→ Data records
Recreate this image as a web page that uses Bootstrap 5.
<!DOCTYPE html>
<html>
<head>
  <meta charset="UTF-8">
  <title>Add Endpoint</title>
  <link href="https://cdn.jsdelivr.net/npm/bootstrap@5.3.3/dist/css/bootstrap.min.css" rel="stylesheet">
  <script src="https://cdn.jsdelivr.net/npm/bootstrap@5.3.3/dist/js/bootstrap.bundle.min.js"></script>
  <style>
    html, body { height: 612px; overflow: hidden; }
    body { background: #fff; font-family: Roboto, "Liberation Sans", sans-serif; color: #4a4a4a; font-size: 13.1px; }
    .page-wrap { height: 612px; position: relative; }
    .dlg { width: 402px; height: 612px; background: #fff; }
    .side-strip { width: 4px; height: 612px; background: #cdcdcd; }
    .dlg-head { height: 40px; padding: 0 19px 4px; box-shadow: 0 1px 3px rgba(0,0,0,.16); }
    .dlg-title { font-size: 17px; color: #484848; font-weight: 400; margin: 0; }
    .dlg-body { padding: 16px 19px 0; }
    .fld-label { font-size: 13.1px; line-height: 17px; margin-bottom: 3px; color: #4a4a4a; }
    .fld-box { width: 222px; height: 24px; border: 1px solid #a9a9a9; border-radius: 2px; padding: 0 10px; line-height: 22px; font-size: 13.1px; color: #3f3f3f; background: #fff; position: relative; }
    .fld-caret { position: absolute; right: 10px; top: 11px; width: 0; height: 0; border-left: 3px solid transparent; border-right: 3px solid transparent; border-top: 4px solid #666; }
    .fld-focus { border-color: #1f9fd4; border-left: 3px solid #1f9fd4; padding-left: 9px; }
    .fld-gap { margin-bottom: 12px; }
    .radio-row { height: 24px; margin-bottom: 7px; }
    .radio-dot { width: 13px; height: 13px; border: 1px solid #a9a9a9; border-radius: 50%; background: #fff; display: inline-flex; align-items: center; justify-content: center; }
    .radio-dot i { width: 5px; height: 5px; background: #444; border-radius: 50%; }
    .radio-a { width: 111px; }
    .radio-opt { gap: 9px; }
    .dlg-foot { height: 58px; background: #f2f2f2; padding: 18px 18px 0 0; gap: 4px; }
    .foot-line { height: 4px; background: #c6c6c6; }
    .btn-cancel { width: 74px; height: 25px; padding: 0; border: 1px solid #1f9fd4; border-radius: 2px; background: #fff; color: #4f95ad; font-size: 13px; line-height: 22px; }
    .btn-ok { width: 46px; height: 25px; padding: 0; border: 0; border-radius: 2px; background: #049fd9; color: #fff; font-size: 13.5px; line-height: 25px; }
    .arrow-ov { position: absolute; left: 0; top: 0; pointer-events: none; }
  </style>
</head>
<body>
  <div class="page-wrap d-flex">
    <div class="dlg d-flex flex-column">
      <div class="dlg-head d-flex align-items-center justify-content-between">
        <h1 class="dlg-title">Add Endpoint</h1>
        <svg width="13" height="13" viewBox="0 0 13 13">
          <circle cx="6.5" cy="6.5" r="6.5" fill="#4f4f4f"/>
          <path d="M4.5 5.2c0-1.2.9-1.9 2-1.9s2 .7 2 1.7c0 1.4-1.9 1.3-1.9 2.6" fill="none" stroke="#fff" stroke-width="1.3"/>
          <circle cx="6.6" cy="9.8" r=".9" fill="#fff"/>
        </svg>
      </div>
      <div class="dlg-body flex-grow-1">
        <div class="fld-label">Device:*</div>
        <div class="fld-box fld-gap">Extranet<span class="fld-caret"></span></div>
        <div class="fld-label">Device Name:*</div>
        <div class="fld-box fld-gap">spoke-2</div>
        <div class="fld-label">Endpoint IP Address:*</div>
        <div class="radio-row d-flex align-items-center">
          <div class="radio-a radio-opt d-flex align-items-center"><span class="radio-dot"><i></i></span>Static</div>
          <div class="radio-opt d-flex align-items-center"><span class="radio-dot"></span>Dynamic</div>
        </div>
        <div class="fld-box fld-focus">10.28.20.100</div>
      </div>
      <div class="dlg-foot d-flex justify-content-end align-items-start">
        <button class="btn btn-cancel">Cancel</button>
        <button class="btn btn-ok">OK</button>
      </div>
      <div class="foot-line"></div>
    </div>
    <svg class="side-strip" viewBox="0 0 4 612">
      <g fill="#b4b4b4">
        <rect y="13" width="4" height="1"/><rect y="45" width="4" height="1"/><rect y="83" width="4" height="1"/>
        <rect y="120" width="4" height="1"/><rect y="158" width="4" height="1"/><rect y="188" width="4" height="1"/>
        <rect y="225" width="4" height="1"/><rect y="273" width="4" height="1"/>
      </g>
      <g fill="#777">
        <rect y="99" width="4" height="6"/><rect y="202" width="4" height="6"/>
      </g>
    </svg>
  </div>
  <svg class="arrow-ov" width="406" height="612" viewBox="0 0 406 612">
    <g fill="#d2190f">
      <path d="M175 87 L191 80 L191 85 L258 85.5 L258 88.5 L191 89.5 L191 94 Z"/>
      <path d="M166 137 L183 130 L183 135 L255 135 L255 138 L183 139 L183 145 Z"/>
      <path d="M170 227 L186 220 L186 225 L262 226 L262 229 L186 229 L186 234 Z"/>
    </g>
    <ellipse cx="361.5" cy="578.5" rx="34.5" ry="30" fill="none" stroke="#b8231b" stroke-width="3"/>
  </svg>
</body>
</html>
---
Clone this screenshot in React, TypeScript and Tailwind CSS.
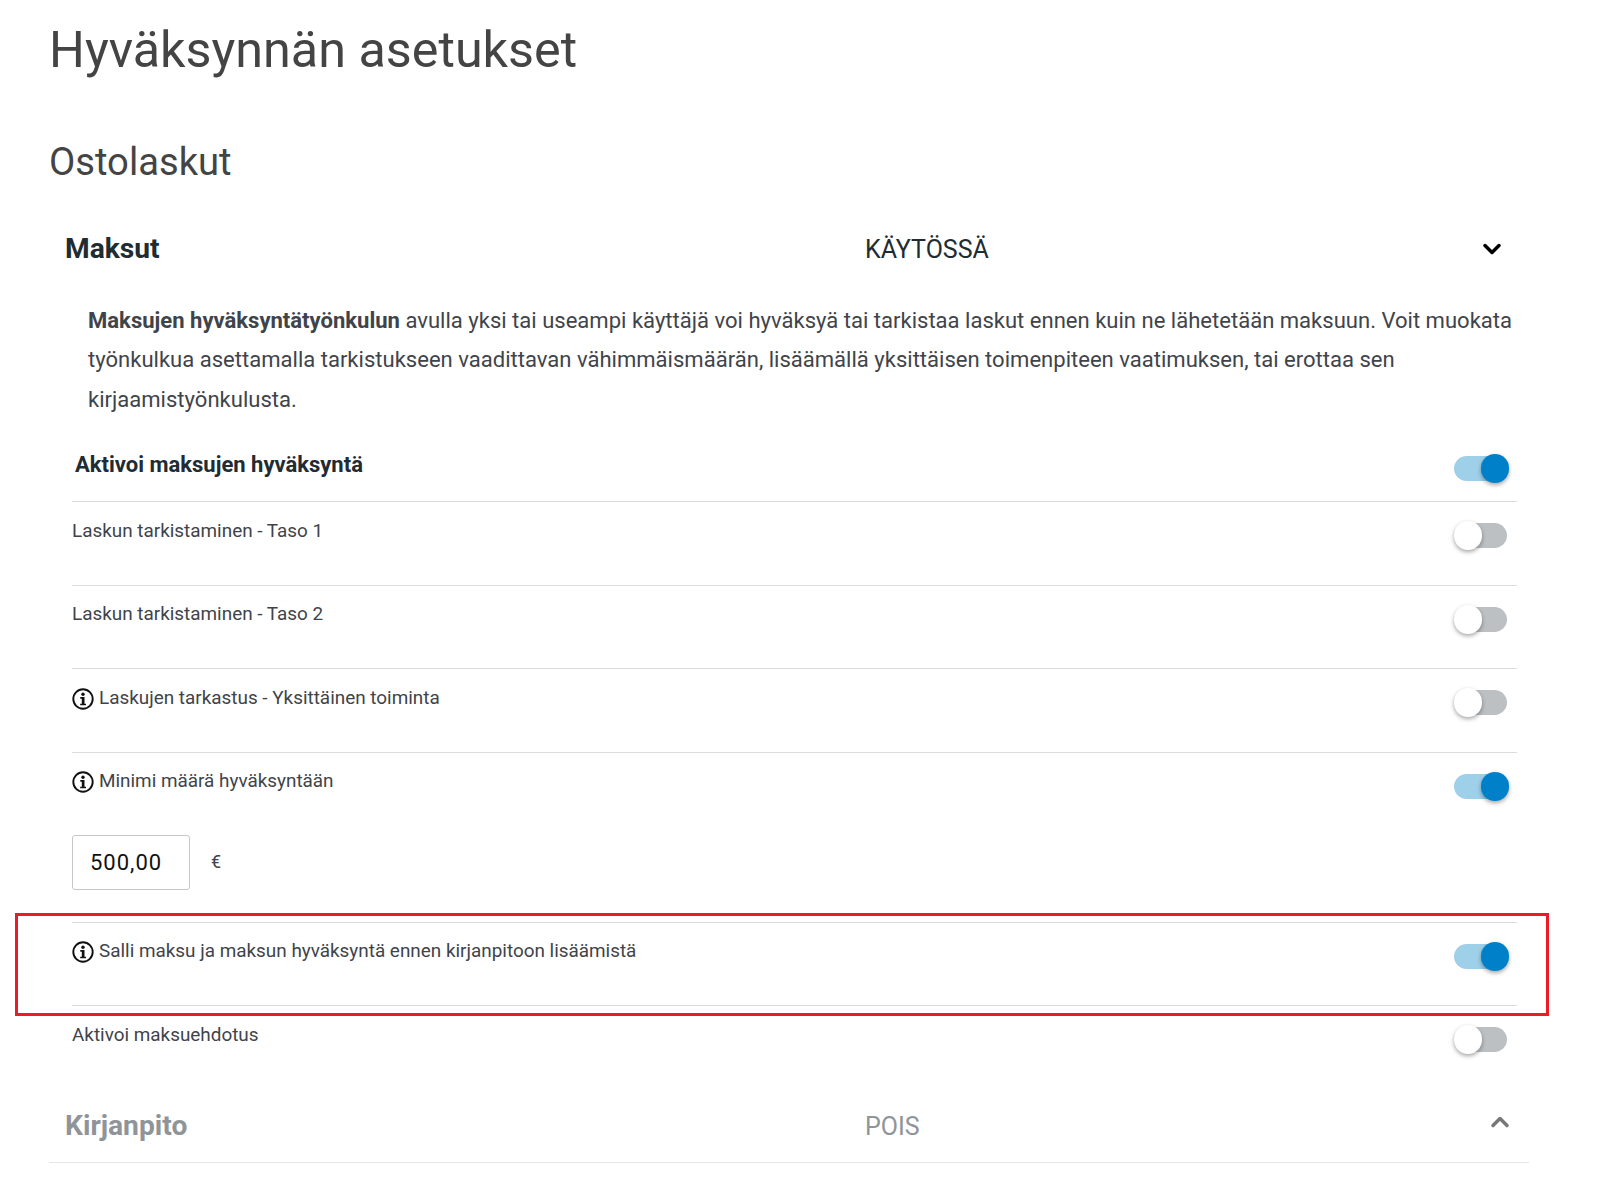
* * *
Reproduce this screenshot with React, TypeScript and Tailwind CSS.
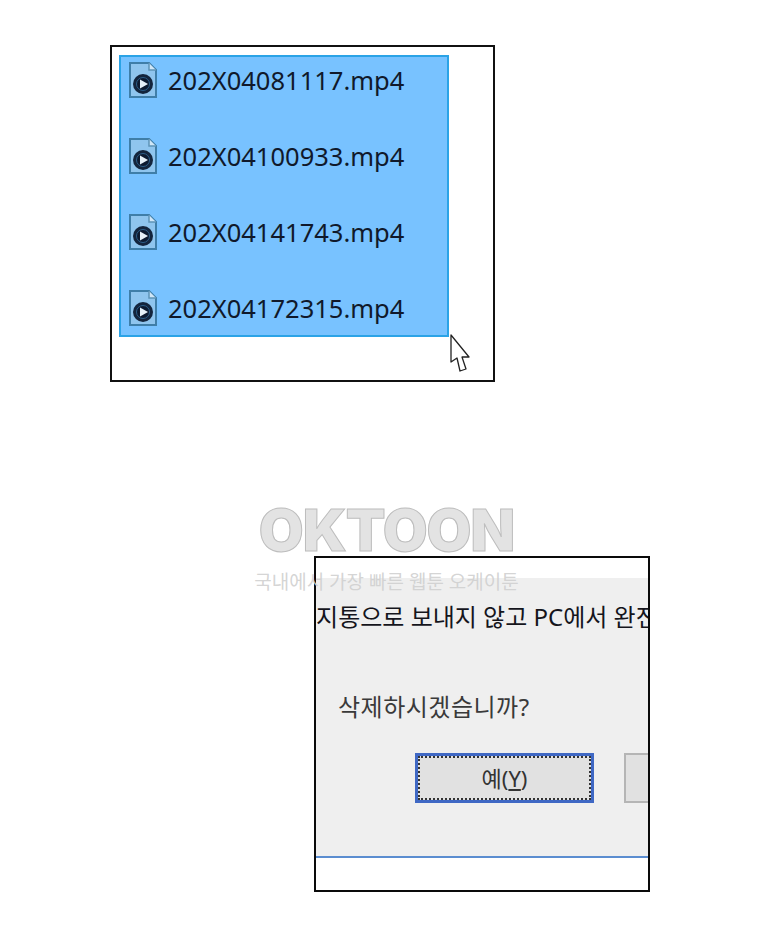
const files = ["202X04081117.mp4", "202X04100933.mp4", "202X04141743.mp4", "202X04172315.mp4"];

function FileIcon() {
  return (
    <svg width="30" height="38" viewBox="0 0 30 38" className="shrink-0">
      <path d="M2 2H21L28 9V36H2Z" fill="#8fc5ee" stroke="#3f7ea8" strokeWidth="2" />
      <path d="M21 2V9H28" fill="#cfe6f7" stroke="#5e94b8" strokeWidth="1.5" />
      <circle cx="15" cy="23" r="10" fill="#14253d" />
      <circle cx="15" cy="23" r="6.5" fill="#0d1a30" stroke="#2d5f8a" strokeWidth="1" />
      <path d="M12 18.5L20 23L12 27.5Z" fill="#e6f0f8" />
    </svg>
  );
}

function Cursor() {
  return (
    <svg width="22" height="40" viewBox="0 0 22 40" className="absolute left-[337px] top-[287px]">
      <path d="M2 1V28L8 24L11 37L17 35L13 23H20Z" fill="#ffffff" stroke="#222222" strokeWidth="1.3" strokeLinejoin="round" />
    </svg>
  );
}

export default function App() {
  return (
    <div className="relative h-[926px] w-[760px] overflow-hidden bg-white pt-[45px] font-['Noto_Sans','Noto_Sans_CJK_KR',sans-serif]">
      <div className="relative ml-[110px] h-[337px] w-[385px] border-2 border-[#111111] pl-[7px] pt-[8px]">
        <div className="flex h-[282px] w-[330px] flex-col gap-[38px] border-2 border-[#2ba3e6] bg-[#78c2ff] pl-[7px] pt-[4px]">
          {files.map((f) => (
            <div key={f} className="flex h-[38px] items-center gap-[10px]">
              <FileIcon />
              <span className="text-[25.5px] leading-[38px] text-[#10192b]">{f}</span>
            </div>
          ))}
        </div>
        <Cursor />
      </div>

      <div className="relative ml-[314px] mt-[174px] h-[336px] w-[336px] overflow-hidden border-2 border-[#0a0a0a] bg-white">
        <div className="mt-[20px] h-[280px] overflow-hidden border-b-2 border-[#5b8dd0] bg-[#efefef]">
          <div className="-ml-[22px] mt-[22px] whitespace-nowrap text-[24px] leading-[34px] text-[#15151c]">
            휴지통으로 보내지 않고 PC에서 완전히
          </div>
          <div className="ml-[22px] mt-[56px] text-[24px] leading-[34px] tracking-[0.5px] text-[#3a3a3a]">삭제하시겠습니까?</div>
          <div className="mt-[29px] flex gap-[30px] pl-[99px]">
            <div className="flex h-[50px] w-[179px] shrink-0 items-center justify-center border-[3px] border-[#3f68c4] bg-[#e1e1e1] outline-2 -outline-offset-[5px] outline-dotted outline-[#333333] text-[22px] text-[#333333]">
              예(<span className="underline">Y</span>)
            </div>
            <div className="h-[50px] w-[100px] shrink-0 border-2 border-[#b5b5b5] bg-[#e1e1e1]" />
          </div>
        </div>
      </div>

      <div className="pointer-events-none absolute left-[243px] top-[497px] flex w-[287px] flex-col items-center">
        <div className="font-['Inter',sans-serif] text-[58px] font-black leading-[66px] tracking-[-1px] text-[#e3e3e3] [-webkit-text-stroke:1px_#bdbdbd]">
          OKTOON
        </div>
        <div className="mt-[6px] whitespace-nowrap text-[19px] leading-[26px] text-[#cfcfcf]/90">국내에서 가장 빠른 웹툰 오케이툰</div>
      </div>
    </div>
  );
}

→ Task directions
Copy out each line of the records that holds the string "React".

→ Completed task
Clone this screenshot in React, TypeScript and Tailwind CSS.
Reproduce this screenshot with React, TypeScript and Tailwind CSS.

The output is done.